By Need4Steed


2016-06-03 11:26:47 8 Comments

I need to call some functions sequentially, and in order to force the framework to do a dirty check after each step, I employed setTimeout(func,0) to trigger the dirty check mechanism.

I know simply calling setTimeout one by one won't guarantee the passed async functions would be invoked in expected order, therefore I kludged the following solution:

function foo(arg){
  setTimeout(()=>console.log('executing task' + arg),0);
  console.log('on call stack' + arg);
  return foo;
}

I tried foo(1)(2)(3)(4)(5), it works fine. But I'm not sure it will always work correctly.

So could anybody please help me with it!


@Steffomio's answer can definitely make the queued task deterministic, it also makes sure that each task has its own event loop ensuing.

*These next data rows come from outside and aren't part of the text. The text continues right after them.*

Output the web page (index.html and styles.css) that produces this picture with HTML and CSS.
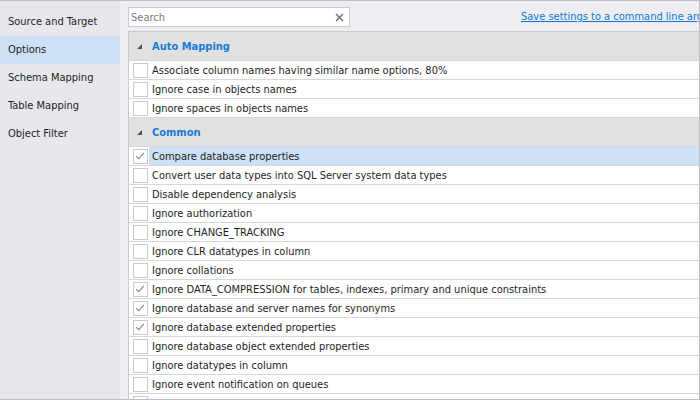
FILE: index.html
```html
<!DOCTYPE html>
<html>
<head>
<meta charset="utf-8">
<link rel="stylesheet" href="styles.css">
</head>
<body>
<div class="app">
  <nav class="sidebar">
    <div class="nav-item">Source and Target</div>
    <div class="nav-item selected">Options</div>
    <div class="nav-item">Schema Mapping</div>
    <div class="nav-item">Table Mapping</div>
    <div class="nav-item">Object Filter</div>
  </nav>
  <main class="main">
    <div class="toolbar">
      <div class="search">
        <span class="placeholder">Search</span>
        <svg class="clear" width="9" height="9" viewBox="0 0 9 9"><path d="M1 1L8 8M8 1L1 8" stroke="#6e6e6e" stroke-width="1.4"/></svg>
      </div>
      <a class="link" href="#">Save settings to a command line argument</a>
    </div>
    <div class="grid">
      <div class="group"><span class="tri"></span><span class="group-title">Auto Mapping</span></div>
      <div class="row"><span class="cb"></span><span class="txt">Associate column names having similar name options, 80%</span></div>
      <div class="row"><span class="cb"></span><span class="txt">Ignore case in objects names</span></div>
      <div class="row"><span class="cb"></span><span class="txt">Ignore spaces in objects names</span></div>
      <div class="group"><span class="tri"></span><span class="group-title">Common</span></div>
      <div class="row sel"><span class="cb on"></span><span class="txt">Compare database properties</span></div>
      <div class="row"><span class="cb"></span><span class="txt">Convert user data types into SQL Server system data types</span></div>
      <div class="row"><span class="cb"></span><span class="txt">Disable dependency analysis</span></div>
      <div class="row"><span class="cb"></span><span class="txt">Ignore authorization</span></div>
      <div class="row"><span class="cb"></span><span class="txt">Ignore CHANGE_TRACKING</span></div>
      <div class="row"><span class="cb"></span><span class="txt">Ignore CLR datatypes in column</span></div>
      <div class="row"><span class="cb"></span><span class="txt">Ignore collations</span></div>
      <div class="row"><span class="cb on"></span><span class="txt">Ignore DATA_COMPRESSION for tables, indexes, primary and unique constraints</span></div>
      <div class="row"><span class="cb on"></span><span class="txt">Ignore database and server names for synonyms</span></div>
      <div class="row"><span class="cb on"></span><span class="txt">Ignore database extended properties</span></div>
      <div class="row"><span class="cb"></span><span class="txt">Ignore database object extended properties</span></div>
      <div class="row"><span class="cb"></span><span class="txt">Ignore datatypes in column</span></div>
      <div class="row"><span class="cb"></span><span class="txt">Ignore event notification on queues</span></div>
      <div class="row"><span class="cb"></span><span class="txt">Ignore file groups, partition schemes and partition functions</span></div>
    </div>
  </main>
</div>
</body>
</html>
```
FILE: styles.css
```css
* { box-sizing: border-box; }
html, body { margin: 0; padding: 0; }
body {
  font-family: "DejaVu Sans Condensed", "DejaVu Sans", sans-serif;
  font-size: 11px;
  color: #1e1e1e;
  background: #eeeef2;
}
.app {
  width: 700px;
  height: 400px;
  display: flex;
  border-top: 1px solid #bdbdc4;
  border-right: 1px solid #bdbdc4;
  border-bottom: 1px solid #bdbdc4;
  overflow: hidden;
  background: #eeeef2;
}
.sidebar {
  width: 120px;
  flex: none;
  background: #e8e8ec;
  padding-top: 7px;
}
.nav-item {
  height: 28px;
  line-height: 28px;
  padding-left: 8px;
  color: #1e1e1e;
  white-space: nowrap;
}
.nav-item.selected { background: #cde0f5; }
.main {
  flex: 1;
  min-width: 0;
  padding-left: 8px;
  display: flex;
  flex-direction: column;
}
.toolbar {
  height: 30px;
  flex: none;
  display: flex;
  align-items: flex-start;
  padding-top: 6px;
  white-space: nowrap;
}
.search {
  width: 222px;
  height: 20px;
  flex: none;
  background: #fff;
  border: 1px solid #cbcbd3;
  display: flex;
  align-items: center;
  justify-content: space-between;
  padding: 0 5px 0 2px;
}
.placeholder { color: #7a7a7a; }
.link {
  margin-left: 171px;
  margin-top: 3px;
  color: #1076d0;
  text-decoration: underline;
  white-space: nowrap;
}
.grid {
  flex: 1;
  border-top: 1px solid #cacad2;
  border-left: 1px solid #cacad2;
  background: #fff;
  overflow: hidden;
}
.group {
  height: 29px;
  background: #e1e1e1;
  border-bottom: 1px solid #d6d6de;
  display: flex;
  align-items: center;
  padding-top: 1px;
}
.tri {
  width: 0; height: 0;
  margin-left: 8px;
  margin-right: 10px;
  border-left: 5px solid transparent;
  border-bottom: 5px solid #555;
}
.group-title {
  font-weight: bold;
  color: #1a7bd3;
  font-size: 11px;
}
.row {
  height: 19px;
  border-bottom: 1px solid #d6d6de;
  display: flex;
  align-items: stretch;
  white-space: nowrap;
}
.cb {
  width: 20px;
  flex: none;
  position: relative;
}
.cb::before {
  content: "";
  position: absolute;
  left: 4px; top: 2px;
  width: 13px; height: 13px;
  border: 1px solid #c9c9d0;
  background: #fff;
}
.cb.on::after {
  content: "";
  position: absolute;
  left: 9px; top: 4px;
  width: 3px; height: 7px;
  border-right: 1.5px solid #7a7a7a;
  border-bottom: 1.5px solid #7a7a7a;
  transform: rotate(40deg);
}
.txt {
  flex: 1;
  padding-left: 3px;
  padding-top: 1px;
  line-height: 17px;
}
.row.sel .txt { background: #cce0f6; }
```
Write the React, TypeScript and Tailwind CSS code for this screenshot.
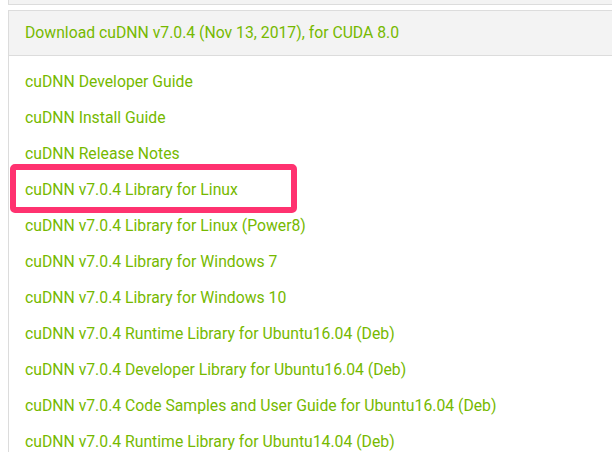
import React from "react";

const links = [
  "cuDNN Developer Guide",
  "cuDNN Install Guide",
  "cuDNN Release Notes",
  "cuDNN v7.0.4 Library for Linux",
  "cuDNN v7.0.4 Library for Linux (Power8)",
  "cuDNN v7.0.4 Library for Windows 7",
  "cuDNN v7.0.4 Library for Windows 10",
  "cuDNN v7.0.4 Runtime Library for Ubuntu16.04 (Deb)",
  "cuDNN v7.0.4 Developer Library for Ubuntu16.04 (Deb)",
  "cuDNN v7.0.4 Code Samples and User Guide for Ubuntu16.04 (Deb)",
  "cuDNN v7.0.4 Runtime Library for Ubuntu14.04 (Deb)",
];

export default function App() {
  return (
    <div className="relative h-[452px] w-[612px] overflow-hidden bg-white pl-2 font-['Roboto',sans-serif] text-[15.75px] text-[#76b900]">
      <div className="h-[5px] border-b border-l border-[#dcdcdc] bg-[#f3f3f3]" />
      <div className="mt-[5px] flex h-[46px] items-center border-y border-l border-[#dcdcdc] bg-[#f3f3f3] pb-[1px] pl-[16px]">
        <a href="#">Download cuDNN v7.0.4 (Nov 13, 2017), for CUDA 8.0</a>
      </div>
      <ul className="border-l border-[#dcdcdc] pt-[8px] pl-[16px]">
        {links.map((l) => (
          <li key={l} className="leading-[36px]">
            <a href="#">{l}</a>
          </li>
        ))}
      </ul>

      {/* highlight annotation */}
      <div className="absolute left-[10px] top-[164px] h-[49px] w-[287px] rounded-[5px] border-[6px] border-[#ff3270]" />
    </div>
  );
}
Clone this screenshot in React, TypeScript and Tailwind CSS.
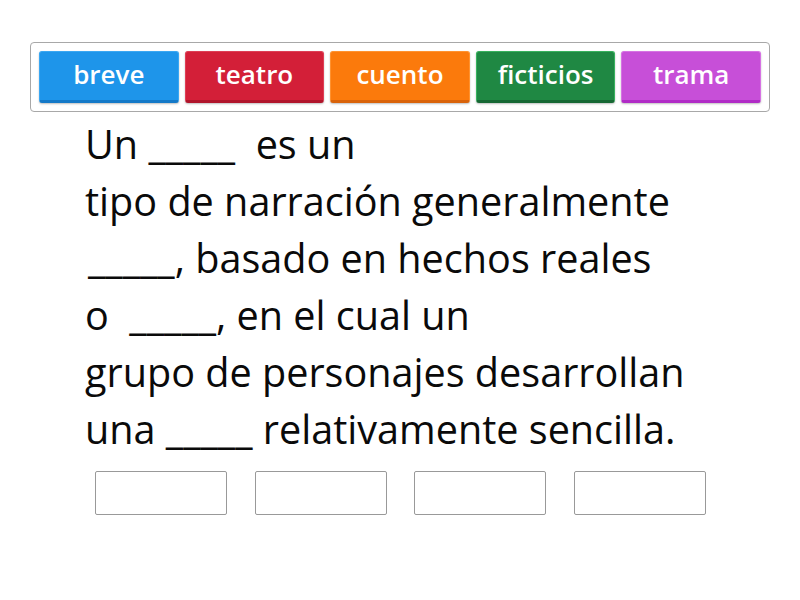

Here is my adapted version:

function queueTask(task) {
  var queue = [];
  function nextTask() {
    setTimeout(function () {
      queue.length && queue.shift()(); taskCount++;
      queue.length && nextTask();
    }, 0);
  }
  return (function pushTask(task) {
    queue.push(task);
    //After the first call trigger the timeout asynchrony
    if (queue.length === 1) { nextTask(); } 
    return pushTask;
  })(task);
}

//Test part below
function t(arg) { return function () { console.log('Task ' + arg); } }

var taskCount = 0;
var beginTime = Date.now();

queueTask(t(1))(t(2))(t(3))(t(4))(t(5))
  (t('a'))(t('b'))(t('c'))(t('d'))(t('e'))
  (t(1))(t(2))(t(3))(t(4))(t(5))
  (t('a'))(t('b'))(t('c'))(t('d'))(t('e'))  
  (function () { console.log(taskCount + ' tasks executed, Time elapsed: ' + (Date.now() - beginTime)); });

After some research I learned that the callback passed to setTimeout will be called by the system only when the call stack is cleared (no more code on it), thus the actual execution of queued tasks won't start until the the queuing is done, and if we queue several 0-delay timeout tasks linearly, when the next event loop starts, they will all be executed in a single run. That is not what I want! So, calling setTimeout inside the callback of the preceding setTimeout is the only way so far I know to enforce tick by tick tasks scheduling.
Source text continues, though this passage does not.